AFAIK Intel has never contracted out their fabs to anyone outside of the Intel family.
I can understand why - doing so inevitably leads to process IP leakage. One way it happens is from a customer pushing to get enough information so they can leak to another fab under the guise of "creating a 2nd source 'just in case'..."
Then what is "Intel Custom Foundry"?
https://www.intel.com/content/www/us/en/foundry/overview.htmlEven somebody on this forum tried to manufacture Bitcoin ASIC using the
https://en.wikipedia.org/wiki/Achronix technology, which is another fabless company. And according to the Wikipedia they fabricate at Intel and TSMC. That was when Intel's 22nm process was the state-of-the art.
IIRC that Bitcoin ASIC on Achronix was something obviously stupid, like they wasted chip space on testing logic despite SHA256D being self-testing and PoW mining being a lottery.
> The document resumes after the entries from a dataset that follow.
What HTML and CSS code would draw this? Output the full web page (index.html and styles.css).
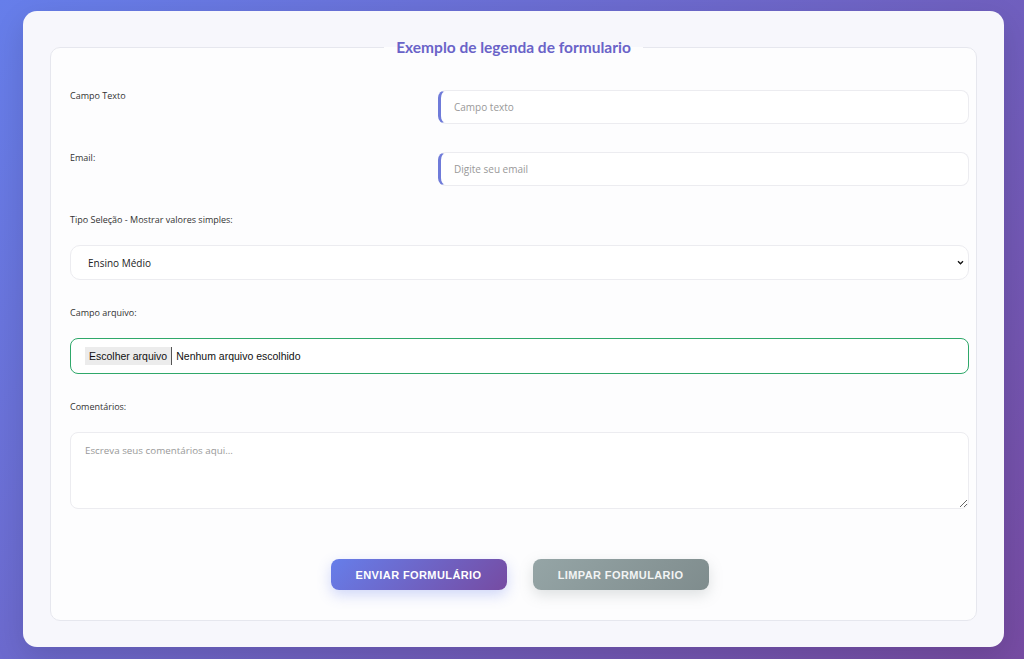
FILE: index.html
```html
<!DOCTYPE html>
<html lang="pt-BR">
<head>
<meta charset="utf-8">
<title>Formulário</title>
<link rel="stylesheet" href="styles.css">
</head>
<body>
<div class="card">
  <form class="form">
    <fieldset class="fs">
      <legend class="legend">Exemplo de legenda de formulario</legend>
      <div class="fields">
        <div class="row">
          <label class="lbl" for="t">Campo Texto</label>
          <input class="inp accent" id="t" type="text" placeholder="Campo texto">
        </div>

        <div class="row">
          <label class="lbl" for="e">Email:</label>
          <input class="inp accent" id="e" type="email" placeholder="Digite seu email">
        </div>

        <div class="group">
          <label class="lbl lbl-block" for="s">Tipo Seleção - Mostrar valores simples:</label>
          <select class="sel" id="s">
            <option>Ensino Médio</option>
          </select>
        </div>

        <div class="group">
          <label class="lbl lbl-block">Campo arquivo:</label>
          <div class="file">
            <span class="file-btn">Escolher arquivo</span>
            <span class="file-name">Nenhum arquivo escolhido</span>
          </div>
        </div>

        <div class="group">
          <label class="lbl lbl-block" for="c">Comentários:</label>
          <textarea class="ta" id="c" placeholder="Escreva seus comentários aqui..."></textarea>
        </div>

        <div class="actions">
          <button type="button" class="btn btn-primary">Enviar Formulário</button>
          <button type="button" class="btn btn-gray">Limpar Formulario</button>
        </div>
      </div>
    </fieldset>
  </form>
</div>
</body>
</html>
```

FILE: styles.css
```css
html, body {
  margin: 0;
  padding: 0;
}
body {
  width: 1024px;
  height: 659px;
  background: linear-gradient(135deg, #667eea 0%, #764ba2 100%);
  font-family: "Open Sans", "Noto Sans", sans-serif;
  overflow: hidden;
  box-sizing: border-box;
  padding: 11px 20px 12px 23px;
}
.card {
  width: 981px;
  height: 636px;
  box-sizing: border-box;
  background: #f7f7fc;
  border-radius: 14px;
  padding: 26px 27px 26px 27px;
  box-shadow: 0 10px 30px rgba(0,0,0,0.12);
}
.form {
  margin: 0;
  height: 100%;
}
.fs {
  margin: 0;
  height: 100%;
  box-sizing: border-box;
  border: 1.5px solid #e6e7ee;
  border-radius: 10px;
  background: #fdfdfe;
  padding: 33px 13px 0 13px;
  min-width: 0;
}
.fields {
  margin: 0 -6px 0 6px;
}
.legend {
  margin: 0 auto;
  padding: 0 12px;
  font-family: "Lato", "Open Sans", sans-serif;
  font-weight: 700;
  font-size: 15.5px;
  line-height: 20px;
  color: #6a63c8;
}
.row {
  display: grid;
  grid-template-columns: 360px 1fr;
  column-gap: 8px;
  margin-bottom: 28px;
}
.lbl {
  display: block;
  font-size: 9px;
  line-height: 12px;
  color: #333;
  font-weight: 500;
}
.lbl-block {
  margin-bottom: 19px;
}
.group {
  margin-bottom: 27px;
}
.inp {
  box-sizing: border-box;
  width: 100%;
  height: 34px;
  border: 1px solid #ececf0;
  border-radius: 8px;
  background: #fff;
  padding: 0 15px 0 13px;
  font-family: inherit;
  font-size: 10px;
  color: #333;
  outline: none;
}
.accent {
  border-left: 3px solid #6f7bd9;
}
.inp::placeholder, .ta::placeholder {
  color: #999;
}
.sel {
  box-sizing: border-box;
  width: 100%;
  height: 35px;
  border: 1px solid #ececf0;
  border-radius: 10px;
  background-color: #fff;
  background-image: url("data:image/svg+xml,%3Csvg xmlns='http://www.w3.org/2000/svg' width='8' height='6' viewBox='0 0 8 6'%3E%3Cpath d='M1 1.5 L4 4.5 L7 1.5' fill='none' stroke='%23111' stroke-width='1.6'/%3E%3C/svg%3E");
  background-repeat: no-repeat;
  background-position: right 4px center;
  background-size: 7px 5px;
  -webkit-appearance: none;
  appearance: none;
  padding: 0 14px 0 17px;
  font-family: inherit;
  font-size: 10px;
  color: #222;
  outline: none;
}
.file {
  box-sizing: border-box;
  height: 36px;
  border: 1.5px solid #2fa86a;
  border-radius: 8px;
  background: #fff;
  display: flex;
  align-items: center;
  padding-left: 14px;
  font-family: "Liberation Sans", Arial, sans-serif;
  font-size: 10.5px;
  color: #111;
}
.file-btn {
  background: #ececec;
  padding: 2px 4px;
  border-right: 1px solid #555;
  margin-right: 4px;
  line-height: 14px;
}
.ta {
  display: block;
  box-sizing: border-box;
  width: 100%;
  height: 77px;
  border: 1px solid #ececf0;
  border-radius: 8px;
  background: #fff;
  padding: 11px 14px;
  font-family: inherit;
  font-size: 9.8px;
  color: #333;
  outline: none;
  resize: vertical;
}
.actions {
  display: flex;
  justify-content: center;
  gap: 26px;
  margin-top: 50px;
}
.btn {
  width: 176px;
  height: 31px;
  border: none;
  border-radius: 8px;
  font-family: "Liberation Sans", Arial, sans-serif;
  font-weight: 700;
  font-size: 11px;
  letter-spacing: 0.4px;
  text-transform: uppercase;
  color: #fff;
  cursor: pointer;
}
.btn-primary {
  background: linear-gradient(135deg, #667eea 0%, #764ba2 100%);
  box-shadow: 0 5px 14px rgba(102,126,234,0.3);
}
.btn-gray {
  background: linear-gradient(135deg, #95a5a6 0%, #7f8c8d 100%);
  color: #f2f4f4;
  box-shadow: 0 5px 14px rgba(127,140,141,0.25);
}
```
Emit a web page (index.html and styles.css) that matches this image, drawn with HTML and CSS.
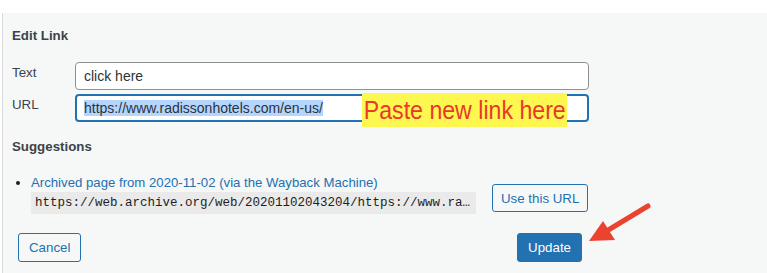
FILE: index.html
```html
<!DOCTYPE html>
<html lang="en">
<head>
    <meta charset="UTF-8">
    <meta name="viewport" content="width=device-width, initial-scale=1.0">
    <title>Edit Link</title>
    <link rel="stylesheet" href="styles.css">
</head>
<body>

<div class="top-strip"></div>

<div class="panel">
    <h2 class="section-title">Edit Link</h2>

    <div class="fields">
        <label class="field-label">Text</label>
        <div class="field-input">click here</div>

        <label class="field-label">URL</label>
        <div class="field-input focused">
            <span class="selected">https://www.radissonhotels.com/en-us/</span>
            <div class="callout"><span>Paste new link here</span></div>
        </div>
    </div>

    <h2 class="section-title suggestions-title">Suggestions</h2>

    <div class="suggestion">
        <ul class="suggestion-list">
            <li>
                <a href="#" class="suggestion-link">Archived page from 2020-11-02 (via the Wayback Machine)</a>
                <code class="suggestion-url">https://web.archive.org/web/20201102043204/https://www.ra…</code>
            </li>
        </ul>
        <button class="btn btn-secondary use-url">Use this URL</button>
    </div>

    <div class="footer">
        <button class="btn btn-secondary">Cancel</button>
        <button class="btn btn-primary">Update</button>
    </div>

    <svg class="arrow" width="80" height="50" viewBox="0 0 80 50">
        <line x1="67" y1="8" x2="24" y2="34" stroke="#ea4330" stroke-width="5" stroke-linecap="round"/>
        <polygon points="8,43 22,23 34,42" fill="#ea4330"/>
    </svg>
</div>

</body>
</html>
```

FILE: styles.css
```css
body {
    margin: 0;
    width: 767px;
    height: 273px;
    overflow: hidden;
    background-color: #ffffff;
    font-family: 'Liberation Sans', Arial, sans-serif;
    font-size: 13px;
    color: #1e1e1e;
}

.top-strip {
    height: 13px;
    background-color: #ffffff;
}

.panel {
    position: relative;
    margin-left: 2px;
    border-left: 1px solid #dcdcde;
    background-color: #f6f7f7;
    padding: 13px 0 20px 9px;
    height: 260px;
    box-sizing: border-box;
}

.section-title {
    margin: 0;
    font-size: 13.3px;
    line-height: 20px;
    font-weight: bold;
    color: #3c434a;
}

.fields {
    display: grid;
    grid-template-columns: 63px 514px;
    row-gap: 4px;
    margin-top: 16px;
}

.field-label {
    padding-top: 1px;
    line-height: 20px;
    font-size: 13.3px;
    color: #3c434a;
}

.field-input {
    position: relative;
    height: 28px;
    box-sizing: border-box;
    border: 1px solid #8c8f94;
    border-radius: 4px;
    background-color: #ffffff;
    padding: 0 8px;
    font-size: 14px;
    line-height: 26px;
    color: #2c3338;
}

.field-input.focused {
    border: 2px solid #2271b1;
    padding: 0 7px;
    line-height: 24px;
}

.selected {
    background-color: #b4d5fe;
}

.callout {
    position: absolute;
    left: 285px;
    top: -3px;
    width: 205px;
    height: 34px;
    background-color: #fdf750;
    overflow: hidden;
}

.callout span {
    display: inline-block;
    font-size: 26px;
    line-height: 34px;
    color: #e8392c;
    transform: scaleX(0.89);
    transform-origin: left center;
    white-space: nowrap;
    padding-left: 2px;
}

.suggestions-title {
    margin-top: 15px;
}

.suggestion {
    display: flex;
    align-items: flex-start;
    margin-top: 18px;
}

.suggestion-list {
    margin: 0;
    padding-left: 19px;
    width: 445px;
}

.suggestion-list li {
    line-height: 16px;
    font-size: 13.2px;
}

.suggestion-link {
    color: #2271b1;
    text-decoration: none;
}

.suggestion-url {
    display: block;
    margin-top: 1px;
    height: 22px;
    background-color: #eaeaea;
    font-family: 'Liberation Mono', 'Courier New', monospace;
    font-size: 12.5px;
    line-height: 22px;
    padding: 0 4px;
    white-space: nowrap;
    overflow: hidden;
    color: #1e1e1e;
}

.btn {
    font-family: 'Liberation Sans', Arial, sans-serif;
    font-size: 13.3px;
    height: 29px;
    padding: 0 10px;
    border-radius: 3px;
    white-space: nowrap;
    cursor: pointer;
}

.btn-secondary {
    border: 1px solid #2271b1;
    background-color: #f6f7f7;
    color: #2271b1;
}

.btn-primary {
    border: 1px solid #2271b1;
    background-color: #2271b1;
    color: #ffffff;
}

.use-url {
    margin-left: 16px;
    margin-top: 9px;
    height: 28px;
    padding: 0 8px;
}

.footer {
    display: flex;
    justify-content: space-between;
    width: 564px;
    margin-top: 19px;
    padding-left: 6px;
}

.arrow {
    position: absolute;
    left: 578px;
    top: 185px;
}
```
Personally, I think the American-headquartered companies with fabs (like Intel, etc...) are just much better at enforcing the legal contracts with their partners about mutual-nondisparagement (or whatever is that legal concept called) in their fab-for-hire business. So there's much less opportunity for some dumb rumors to spread, like the recent "Samsung enters Bitcoin mining business."
I really don't feel like digging back through the history in this forum. But if somebody is interested and they want to verify what I just wrote, then you are free to dig for the actual references to the Achronix Speedster and how quickly the rumors about Intel's involvement in coin mining had gotten quashed.